Sexing 2.0
Javi Mínguez
Brand/Creative Storyteller & Digital Transformation Consultant | ENTP-T
If we turn back and think of our habits from a few years of perspective, we are downright weird compared to our predecessors.
Just take a look at our sexual and sentimental habits for instance. We’ve changed love letters to WhatsApp messages. And these don’t take months to arrive if our beloved lives on a different city, let alone country. Not to mention that without changing app we can video call them or even send them dirty pics to turn on the mood (so to speak).
This is just one of the many examples of proximity to our friends and loved ones. Where our parents may have needed some fair few months of courting, we just go out for a few drinks and pick up some phone numbers. That is to say, if we go out at all, chances are we just kick back and relax at home while we use a dating app to meet somebody. Whether “meeting” is the actual purpose or just a booty-call will suffice, is up to the users.

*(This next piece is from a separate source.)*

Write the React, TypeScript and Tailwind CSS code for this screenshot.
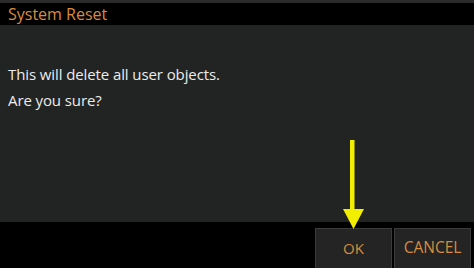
export default function App() {
  return (
    <div
      className="w-[474px] h-[268px] bg-black flex flex-col overflow-hidden relative"
      style={{ fontFamily: '"Open Sans", "Noto Sans", sans-serif' }}
    >
      <div className="h-[3px] bg-[#2b2b2b]" />
      <div className="h-[22px] bg-black flex items-center pl-[8px]">
        <span className="text-[16px] leading-none text-[#d98b3f]">System Reset</span>
      </div>
      <div className="h-[197px] bg-[#222423] pl-[8px] pt-[36px] text-[#ececec] text-[15px] leading-[26px] tracking-[-0.1px]">
        <div>This will delete all user objects.</div>
        <div>Are you sure?</div>
      </div>
      <div className="flex-1 flex justify-end items-end pr-[3px] gap-[2px]">
        <div className="w-[77px] h-[40px] bg-[#232423] border border-[#3a3b3a] border-b-0 flex items-center justify-center text-[#d98b3f] text-[15px] pb-[1px]">
          OK
        </div>
        <div className="w-[77px] h-[40px] bg-[#232423] border border-[#3a3b3a] border-b-0 flex items-center justify-center text-[#d98b3f] text-[15.5px] pb-[1px]">
          CANCEL
        </div>
      </div>
      <svg className="absolute left-0 top-0" width="474" height="268" viewBox="0 0 474 268">
        <rect x="350" y="140" width="4.5" height="72" fill="#f2ee00" />
        <polygon points="343,209 364,209 353.5,229" fill="#f2ee00" />
      </svg>
    </div>
  );
}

And things like these have made it so much easier to meet new people. As communication binds us together tighter with other people and other topics, old taboos have no chance but to fade into oblivion or at the very least, adapt and accept that what was so censurable some years back is just new world order today.
Just take porn. 2010 measurements over the top million trafficked sites declare roughly 4.23% of them to be of erotic content. That’s around 42,300 sites out of a million. And to think less than a century before that, erotic content was pretty much limited to going to your nearest museum and taking a longer than usual peep at the Venus of Urbino or whatever other Donna Nuda the curator had decided to put up. A daguerreotype of a Victorian lady exhibiting her ankle was the height of heights whereas, right now, some of the stuff on the web is just plain wrong.

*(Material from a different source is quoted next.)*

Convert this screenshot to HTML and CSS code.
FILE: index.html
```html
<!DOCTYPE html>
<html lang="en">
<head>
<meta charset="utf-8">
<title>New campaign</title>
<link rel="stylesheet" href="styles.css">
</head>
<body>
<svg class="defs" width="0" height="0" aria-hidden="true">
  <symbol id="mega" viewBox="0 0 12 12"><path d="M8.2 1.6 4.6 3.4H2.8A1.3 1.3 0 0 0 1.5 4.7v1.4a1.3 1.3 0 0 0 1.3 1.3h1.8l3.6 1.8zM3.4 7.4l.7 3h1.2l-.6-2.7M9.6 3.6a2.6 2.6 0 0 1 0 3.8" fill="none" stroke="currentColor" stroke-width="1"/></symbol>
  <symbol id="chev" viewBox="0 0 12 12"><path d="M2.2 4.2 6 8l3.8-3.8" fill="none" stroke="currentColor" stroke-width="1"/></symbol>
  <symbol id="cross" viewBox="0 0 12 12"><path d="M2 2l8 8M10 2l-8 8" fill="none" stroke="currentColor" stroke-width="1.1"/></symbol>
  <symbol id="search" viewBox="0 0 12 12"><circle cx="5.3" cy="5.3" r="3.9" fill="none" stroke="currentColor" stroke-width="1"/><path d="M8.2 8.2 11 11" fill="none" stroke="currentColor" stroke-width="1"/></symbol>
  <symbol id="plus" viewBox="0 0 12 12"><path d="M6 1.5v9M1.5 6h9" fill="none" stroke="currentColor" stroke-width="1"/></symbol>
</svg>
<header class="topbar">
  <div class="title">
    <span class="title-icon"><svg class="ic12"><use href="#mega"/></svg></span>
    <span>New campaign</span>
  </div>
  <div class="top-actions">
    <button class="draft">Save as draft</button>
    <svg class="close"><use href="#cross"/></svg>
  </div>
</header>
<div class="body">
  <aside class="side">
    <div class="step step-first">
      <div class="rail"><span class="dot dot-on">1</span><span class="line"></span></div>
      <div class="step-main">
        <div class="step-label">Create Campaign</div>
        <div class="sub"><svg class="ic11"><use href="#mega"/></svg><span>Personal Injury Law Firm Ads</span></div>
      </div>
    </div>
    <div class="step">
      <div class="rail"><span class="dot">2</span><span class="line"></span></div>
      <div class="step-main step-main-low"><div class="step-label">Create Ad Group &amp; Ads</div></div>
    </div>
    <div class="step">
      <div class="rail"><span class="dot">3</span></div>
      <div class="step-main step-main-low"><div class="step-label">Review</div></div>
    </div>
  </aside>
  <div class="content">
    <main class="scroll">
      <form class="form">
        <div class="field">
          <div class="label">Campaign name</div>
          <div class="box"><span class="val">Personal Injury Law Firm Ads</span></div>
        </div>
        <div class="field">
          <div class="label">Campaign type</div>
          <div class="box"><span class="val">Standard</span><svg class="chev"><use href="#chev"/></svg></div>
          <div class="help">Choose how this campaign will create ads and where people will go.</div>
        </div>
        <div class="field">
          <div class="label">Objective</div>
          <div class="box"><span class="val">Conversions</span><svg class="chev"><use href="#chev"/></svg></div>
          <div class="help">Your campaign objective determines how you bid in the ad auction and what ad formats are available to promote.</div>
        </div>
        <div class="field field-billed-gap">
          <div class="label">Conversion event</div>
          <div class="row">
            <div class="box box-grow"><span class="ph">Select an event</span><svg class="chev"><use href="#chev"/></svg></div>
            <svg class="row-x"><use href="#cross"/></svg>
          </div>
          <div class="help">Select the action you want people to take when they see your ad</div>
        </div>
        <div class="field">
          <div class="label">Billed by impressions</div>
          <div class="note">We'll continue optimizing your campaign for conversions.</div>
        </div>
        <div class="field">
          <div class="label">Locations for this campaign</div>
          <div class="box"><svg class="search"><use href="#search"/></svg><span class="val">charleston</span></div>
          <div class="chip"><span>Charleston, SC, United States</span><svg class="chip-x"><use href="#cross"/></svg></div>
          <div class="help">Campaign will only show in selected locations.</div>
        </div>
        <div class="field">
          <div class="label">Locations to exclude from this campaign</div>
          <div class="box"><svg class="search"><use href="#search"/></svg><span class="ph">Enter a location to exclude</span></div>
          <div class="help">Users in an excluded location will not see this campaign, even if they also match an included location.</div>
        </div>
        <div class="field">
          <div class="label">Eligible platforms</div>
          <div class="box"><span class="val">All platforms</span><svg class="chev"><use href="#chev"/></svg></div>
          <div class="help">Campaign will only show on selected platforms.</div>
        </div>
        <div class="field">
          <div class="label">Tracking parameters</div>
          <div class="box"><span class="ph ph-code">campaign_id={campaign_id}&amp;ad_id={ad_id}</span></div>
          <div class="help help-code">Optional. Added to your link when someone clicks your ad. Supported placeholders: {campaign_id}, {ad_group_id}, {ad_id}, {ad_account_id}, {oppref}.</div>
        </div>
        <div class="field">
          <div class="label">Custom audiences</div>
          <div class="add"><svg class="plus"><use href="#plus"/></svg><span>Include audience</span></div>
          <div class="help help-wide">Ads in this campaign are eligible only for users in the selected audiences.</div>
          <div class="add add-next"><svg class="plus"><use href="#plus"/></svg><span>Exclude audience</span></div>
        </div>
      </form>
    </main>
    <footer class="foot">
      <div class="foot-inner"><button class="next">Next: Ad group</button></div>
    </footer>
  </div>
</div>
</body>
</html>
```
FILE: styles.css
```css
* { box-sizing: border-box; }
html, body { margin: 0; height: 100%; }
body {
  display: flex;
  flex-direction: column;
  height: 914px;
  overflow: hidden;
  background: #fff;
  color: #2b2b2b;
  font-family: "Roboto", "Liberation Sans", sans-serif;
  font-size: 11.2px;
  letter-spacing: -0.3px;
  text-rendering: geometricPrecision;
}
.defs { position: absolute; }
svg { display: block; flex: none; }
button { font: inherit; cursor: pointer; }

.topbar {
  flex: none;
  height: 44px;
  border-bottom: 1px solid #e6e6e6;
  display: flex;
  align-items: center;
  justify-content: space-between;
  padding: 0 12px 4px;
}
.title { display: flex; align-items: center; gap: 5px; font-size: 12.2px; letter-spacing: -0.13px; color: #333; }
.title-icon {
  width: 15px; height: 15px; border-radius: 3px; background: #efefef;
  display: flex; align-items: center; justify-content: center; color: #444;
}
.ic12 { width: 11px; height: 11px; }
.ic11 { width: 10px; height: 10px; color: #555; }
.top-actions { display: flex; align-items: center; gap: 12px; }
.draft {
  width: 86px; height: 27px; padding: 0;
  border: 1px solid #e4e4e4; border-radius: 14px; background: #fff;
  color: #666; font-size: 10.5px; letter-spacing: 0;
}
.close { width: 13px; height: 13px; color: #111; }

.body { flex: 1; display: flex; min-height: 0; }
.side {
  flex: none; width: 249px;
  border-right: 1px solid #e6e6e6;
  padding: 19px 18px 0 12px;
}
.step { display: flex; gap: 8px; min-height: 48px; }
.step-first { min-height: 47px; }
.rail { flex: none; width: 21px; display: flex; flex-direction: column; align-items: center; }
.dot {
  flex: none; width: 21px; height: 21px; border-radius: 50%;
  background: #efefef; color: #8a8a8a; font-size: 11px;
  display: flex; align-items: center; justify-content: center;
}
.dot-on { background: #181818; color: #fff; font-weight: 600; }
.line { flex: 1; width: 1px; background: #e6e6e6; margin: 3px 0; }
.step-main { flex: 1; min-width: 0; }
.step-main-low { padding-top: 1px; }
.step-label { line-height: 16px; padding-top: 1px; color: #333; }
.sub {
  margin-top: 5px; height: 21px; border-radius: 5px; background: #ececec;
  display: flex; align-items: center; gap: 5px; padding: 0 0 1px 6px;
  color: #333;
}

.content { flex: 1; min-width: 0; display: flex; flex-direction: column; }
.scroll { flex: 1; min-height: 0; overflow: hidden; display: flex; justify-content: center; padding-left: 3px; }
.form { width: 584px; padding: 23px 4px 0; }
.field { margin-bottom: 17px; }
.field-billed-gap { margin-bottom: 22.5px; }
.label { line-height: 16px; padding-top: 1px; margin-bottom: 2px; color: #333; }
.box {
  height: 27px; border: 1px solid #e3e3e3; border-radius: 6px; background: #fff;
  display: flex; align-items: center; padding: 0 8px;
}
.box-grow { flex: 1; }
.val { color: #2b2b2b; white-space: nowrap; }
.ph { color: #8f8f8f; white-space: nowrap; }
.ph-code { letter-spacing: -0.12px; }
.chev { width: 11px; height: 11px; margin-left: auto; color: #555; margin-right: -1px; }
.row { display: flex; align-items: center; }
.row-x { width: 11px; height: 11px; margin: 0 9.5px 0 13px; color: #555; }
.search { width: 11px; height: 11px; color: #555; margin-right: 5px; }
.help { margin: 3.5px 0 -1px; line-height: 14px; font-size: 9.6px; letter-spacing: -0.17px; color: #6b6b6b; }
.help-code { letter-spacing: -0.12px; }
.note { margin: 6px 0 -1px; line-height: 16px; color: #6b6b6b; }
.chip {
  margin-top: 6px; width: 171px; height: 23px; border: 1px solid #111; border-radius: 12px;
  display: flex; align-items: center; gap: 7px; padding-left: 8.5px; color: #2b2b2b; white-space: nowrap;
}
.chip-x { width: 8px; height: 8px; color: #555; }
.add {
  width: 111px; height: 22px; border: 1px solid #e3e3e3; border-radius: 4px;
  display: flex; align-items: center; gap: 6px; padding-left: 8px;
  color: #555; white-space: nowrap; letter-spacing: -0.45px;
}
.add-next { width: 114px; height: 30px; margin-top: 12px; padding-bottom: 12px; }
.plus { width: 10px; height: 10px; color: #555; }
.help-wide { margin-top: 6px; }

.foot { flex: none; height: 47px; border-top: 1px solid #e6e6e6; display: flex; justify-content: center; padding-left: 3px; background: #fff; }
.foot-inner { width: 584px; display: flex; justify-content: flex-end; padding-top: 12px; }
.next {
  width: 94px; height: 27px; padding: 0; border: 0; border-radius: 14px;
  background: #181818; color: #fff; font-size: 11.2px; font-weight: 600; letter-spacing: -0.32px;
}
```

So, we can all pretty much agree that sexual relationships are not much of an issue anymore. Nor is erotic content, nor is sending your current bed-buddie a pic of your natural awesomeness in its prime (least alone asking them to return the favour). Sending a spicy text is out of the blue, and casual hook-ups are there for those who don’t want commitment but also have no wish to skip out on the fun. And a great deal of this freedom of expression, is no more and no less than technology opening doors for us. Not just to our work, or utilities. No, new tech means new ideas and new ways of thinking. So, in a funny sort of way, in this aspect, technology has opened our minds along with our flies.
But this doesn’t mean that no sort of control is required. With such a brutal sexy information traffic and awareness, some people get the wrong impression. They confuse attention with harassment and sometimes speak their top of mind a bit too quickly. And let’s face it, our prefrontal cortex filtering most of the things we think is a necessary thing to cohabit in society.
Another interesting note is that children have access to these technological advances, and while some of them might be debatably sexual mature, they sure as hell aren’t adults and cannot be expected to act like them.
So, in a nutshell, technology has altered our relations, all of them, and quite specifically our sexual ones, as well as our view of coitus and our approach to it. But the evolution of society into a transparent, healthy basis for people is not quite there yet. Let’s hope the next revolutions will bring us up to a scratch and… Who knows what our mindset on relations is going to be like in the next 10 years?